C. Upon being assigned to an open office, a Quaestor will be listed as holding both the Quaestor position to which he or she was elected and as a Suffect from the position he or she was appointed to on the Nova Roma Magistrates page on the official website. Each Quaestor can only be assigned to one open position described in section A as Suffect at a time but may be assigned to more than one such suffect office in the course of a year provided only one such office is held at any time. Any Quaestor assigned to an open position described in A will earn the full century points for the Quaestor position and half of the Century points for holding a Suffect position he or she was appointed. If a Quaestor is assigned as a Suffect officer in those positions more than once in the course of a year, that Quaestor will receive full Century points for holding the office of Quaestor and half the Century points normally granted for the Suffect office with the highest Century point value that he or she held regardless of the length of time actually holding the office.

C. Election related issues: each Quaestor, upon accepting the position of a Diribitor or a Custos accepts the restrictions of not being able to run for office in the next calendar year.

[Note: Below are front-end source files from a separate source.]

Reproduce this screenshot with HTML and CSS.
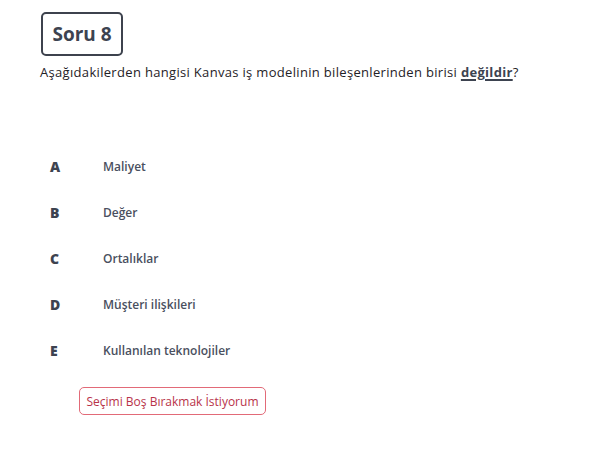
FILE: index.html
```html
<!DOCTYPE html>
<html lang="tr">
<head>
<meta charset="utf-8">
<link rel="stylesheet" href="styles.css">
</head>
<body>
<div class="page">
  <div class="title-box">Soru 8</div>
  <p class="question">Aşağıdakilerden hangisi Kanvas iş modelinin bileşenlerinden birisi <u class="em">değildir</u>?</p>
  <ul class="options">
    <li class="option"><span class="letter">A</span><span class="label">Maliyet</span></li>
    <li class="option"><span class="letter">B</span><span class="label">Değer</span></li>
    <li class="option"><span class="letter">C</span><span class="label">Ortalıklar</span></li>
    <li class="option"><span class="letter">D</span><span class="label">Müşteri ilişkileri</span></li>
    <li class="option"><span class="letter">E</span><span class="label">Kullanılan teknolojiler</span></li>
  </ul>
  <button class="skip">Seçimi Boş Bırakmak İstiyorum</button>
</div>
</body>
</html>
```
FILE: styles.css
```css
* { box-sizing: border-box; }
body {
  margin: 0;
  background: #fff;
  font-family: "Open Sans", "Noto Sans", sans-serif;
  color: #2b2f36;
}
.page {
  padding: 12px 0 0 40px;
  display: flex;
  flex-direction: column;
  align-items: flex-start;
}
.title-box {
  margin-left: 1px;
  width: 82px;
  height: 44px;
  border: 2px solid #3d424d;
  border-radius: 5px;
  display: flex;
  align-items: center;
  justify-content: center;
  font-size: 19px;
  font-weight: 700;
  color: #3d4350;
}
.question {
  margin: 7px 0 0 0;
  font-size: 13px;
  line-height: 18px;
  letter-spacing: 0.32px;
  color: #1f2227;
}
.em {
  font-weight: 700;
  color: #3d4350;
  text-decoration-thickness: 2px;
  text-underline-offset: 2px;
}
.options {
  list-style: none;
  margin: 76px 0 0 0;
  padding: 0 0 0 10px;
  display: flex;
  flex-direction: column;
  gap: 28px;
}
.option {
  display: flex;
  align-items: center;
  height: 18px;
}
.letter {
  width: 53px;
  font-size: 14px;
  font-weight: 800;
  color: #3d4350;
}
.label {
  font-size: 12px;
  font-weight: 600;
  color: #4a5060;
}
.skip {
  margin: 28px 0 0 39px;
  width: 187px;
  height: 28px;
  border: 1px solid #e26a78;
  border-radius: 5px;
  background: #fff;
  color: #b8334a;
  font-family: inherit;
  font-size: 12px;
  padding: 0;
}
```
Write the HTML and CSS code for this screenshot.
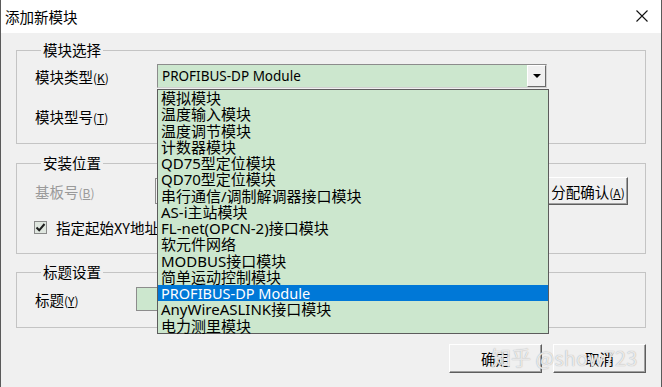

If the Quaestor wishes to be relieved of the position the Quaestor must petition the Consuls with at least 30 (thirty) days notice of the summons of the Comitia (Comitia Centuriata, Comitia Populi Tributa or the Comitia Plebis Tributa). The Consul has the discretion to accept or deny the petition with notification given in writing to the Quaestor within seven (7) days of the request.

D. Any changes on any of the positions listed in A will be considered to be reflected in this lex. If a position ceases to be an independent office or ceases to exist then no Consul would be able to assign a Quaestor to that position. In other words, this lex will be valid unless specifically repealed by future legislation.